Code Changes in Your Working Directory
All files written or modified by worker agents are present in your project. The harness does not stage or commit them.
Test Results
Output from the test run triggered at the end of the implementation phase, including pass/fail counts and any failures.
Synthesis
The orchestrator's final assessment of how well the implementation satisfies the brief's success criteria, with notes on anything that diverged from the plan.
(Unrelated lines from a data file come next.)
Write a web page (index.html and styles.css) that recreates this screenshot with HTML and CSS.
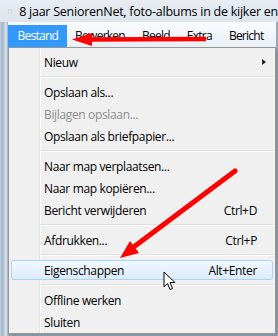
FILE: index.html
```html
<!DOCTYPE html>
<html>

<head>
    <title>Windows Mail - Bestand</title>
    <link rel="stylesheet" href="styles.css">
</head>

<body>
    <div class="window">
        <div class="titlebar">
            <svg class="mail-icon" width="14" height="11" viewBox="0 0 14 11">
                <rect x="0.5" y="0.5" width="13" height="10" fill="#f6f6f6" stroke="#a3a9b0" />
                <path d="M0.5 0.5 L7 6 L13.5 0.5" fill="none" stroke="#a3a9b0" />
                <path d="M0.5 10.5 L5 5.5 M13.5 10.5 L9 5.5" fill="none" stroke="#c4c9ce" />
            </svg>
            <span class="title-text">8 jaar SeniorenNet, foto-albums in de kijker en</span>
        </div>
        <div class="menubar">
            <span class="menubar-item active">Bestand</span>
            <span class="menubar-item">Bewerken</span>
            <span class="menubar-item">Beeld</span>
            <span class="menubar-item">Extra</span>
            <span class="menubar-item">Bericht</span>
        </div>
        <div class="menu">
            <div class="menu-item has-sub"><span>Nieuw</span><span class="sub-arrow"></span></div>
            <div class="separator"></div>
            <div class="menu-item"><span>Opslaan als...</span></div>
            <div class="menu-item disabled"><span>Bijlagen opslaan...</span></div>
            <div class="menu-item"><span>Opslaan als briefpapier...</span></div>
            <div class="separator"></div>
            <div class="menu-item"><span>Naar map verplaatsen...</span></div>
            <div class="menu-item"><span>Naar map kopiëren...</span></div>
            <div class="menu-item"><span>Bericht verwijderen</span><span class="shortcut">Ctrl+D</span></div>
            <div class="separator"></div>
            <div class="menu-item"><span>Afdrukken...</span><span class="shortcut">Ctrl+P</span></div>
            <div class="separator"></div>
            <div class="menu-item hover"><span>Eigenschappen</span><span class="shortcut">Alt+Enter</span></div>
            <div class="separator"></div>
            <div class="menu-item"><span>Offline werken</span></div>
            <div class="menu-item"><span>Sluiten</span></div>
        </div>
    </div>

    <!-- red arrows drawn over the screenshot -->
    <svg class="annotations" width="278" height="336" viewBox="0 0 278 336">
        <line x1="206" y1="39" x2="86" y2="39.5" stroke="#ff0000" stroke-width="4.5" />
        <polygon points="72,39.5 92,33 92,46" fill="#ff0000" />
        <line x1="235" y1="171" x2="131" y2="249" stroke="#ff0000" stroke-width="5" stroke-linecap="round" />
        <polygon points="120,258 130,241 139,253" fill="#ff0000" />
    </svg>

    <svg class="cursor" width="13" height="21" viewBox="0 0 13 21">
        <path d="M1 1 L1 16 L4.5 12.5 L7 18.5 L9.5 17.5 L7 11.5 L12 11.5 Z" fill="#fff" stroke="#000" stroke-width="1" stroke-linejoin="round" />
    </svg>
</body>

</html>
```

FILE: styles.css
```css
body {
    margin: 0;
    width: 278px;
    height: 336px;
    overflow: hidden;
    position: relative;
    font-family: "Open Sans", "Noto Sans", sans-serif;
    font-size: 12px;
    letter-spacing: -0.35px;
    color: #000;
    background: linear-gradient(to right, #c7d3e0 0, #9fb3c9 2px, #b9c8d8 4px, #dfe6ee 6px, #9aa8b8 8px);
}

.titlebar {
    height: 22px;
    display: flex;
    align-items: center;
    gap: 7px;
    padding-left: 8px;
    white-space: nowrap;
    overflow: hidden;
    background: linear-gradient(#e8edf3, #dce4ed);
}

.title-text {
    font-size: 12.5px;
    letter-spacing: -0.25px;
}

.menubar {
    display: flex;
    height: 25px;
    box-sizing: border-box;
    padding-top: 3px;
    margin: 0 2px 0 8px;
    letter-spacing: -0.75px;
    background: linear-gradient(#fbfcfe, #e9eef6);
}

.menubar-item {
    padding: 0 8.5px;
    line-height: 22px;
}

.menubar-item.active {
    padding: 0 8.5px 0 9.5px;
    background-color: #3399ff;
    color: #fff;
}

.menu {
    margin-left: 8px;
    width: 268px;
    box-sizing: border-box;
    border: 1px solid #979797;
    padding: 3px 2px 0;
    background-color: #f0f0f0;
    background-image: linear-gradient(to right, transparent 30px, #e2e3e3 30px, #e2e3e3 31px, #fff 31px, #fff 32px, transparent 32px);
    box-shadow: 2px 2px 2px rgba(0, 0, 0, 0.15);
}

.menu-item {
    height: 22px;
    box-sizing: border-box;
    display: flex;
    align-items: center;
    justify-content: space-between;
    padding: 0 16px 0 33px;
    white-space: nowrap;
}

.menu-item.has-sub {
    padding-right: 7px;
}

.sub-arrow {
    width: 0;
    height: 0;
    border-left: 4px solid #222;
    border-top: 3.5px solid transparent;
    border-bottom: 3.5px solid transparent;
}

.menu-item.disabled {
    color: #8d8d8d;
}

.menu-item.hover {
    height: 20px;
    margin: 1px 0;
    padding: 0 15px 0 32px;
    border: 1px solid #a9d3f2;
    border-radius: 3px;
    background: linear-gradient(#f2f8fe, #dcebfc);
}

.separator {
    height: 8px;
    margin-left: 29px;
    background: linear-gradient(transparent 3px, #e0e0e0 3px, #e0e0e0 4px, #fff 4px, #fff 5px, transparent 5px);
}

.annotations {
    position: absolute;
    top: 0;
    left: 0;
    pointer-events: none;
}

.cursor {
    position: absolute;
    left: 163px;
    top: 271px;
}
```
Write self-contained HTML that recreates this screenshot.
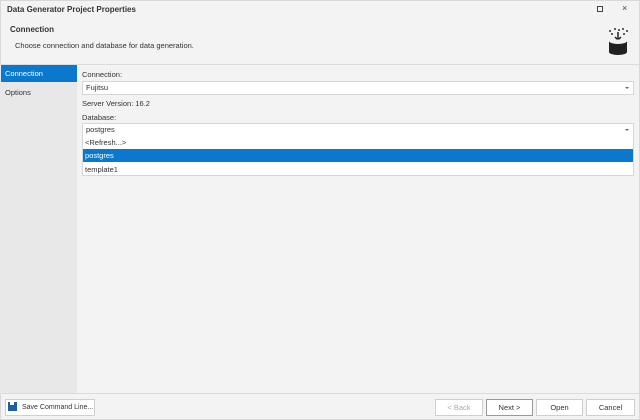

Code is written to your working directory. You decide when to review it, when to run additional checks, and when to commit.
Configuration
Dev execution uses the dev-execution profile. Default constraints:
| Setting | Default | Notes |
|---|---|---|
| Max duration | 240 minutes | Gate wait time counts against this limit |
| Max rounds | 30 | Applies to each deliberation phase |
| Max test retries | 2 | Per test suite, not per individual test |
| Gate wait | Unlimited | No timeout on user approval gates |
To customize these limits, create a derived profile that extends dev-execution and override the constraints block:
# core/profiles/my-dev-execution/profile.yaml
extends: dev-execution
constraints:
max_duration_minutes: 120
max_rounds: 20 See Also
See Creating Profiles for the full profile schema.
Limitations
No automatic git commits. The harness writes files to your working directory and stops. Staging and committing are your responsibility.
Max 2 test retries. If tests fail after two worker revision cycles, the session halts and surfaces the failures in the implementation report. Manual intervention is required.
Gate wait counts against session time. The 240-minute limit includes time spent waiting at approval gates. Long review pauses can exhaust the session budget before implementation completes.
Single repo only. Dev execution operates on a single working directory. Cross-repository changes are not supported.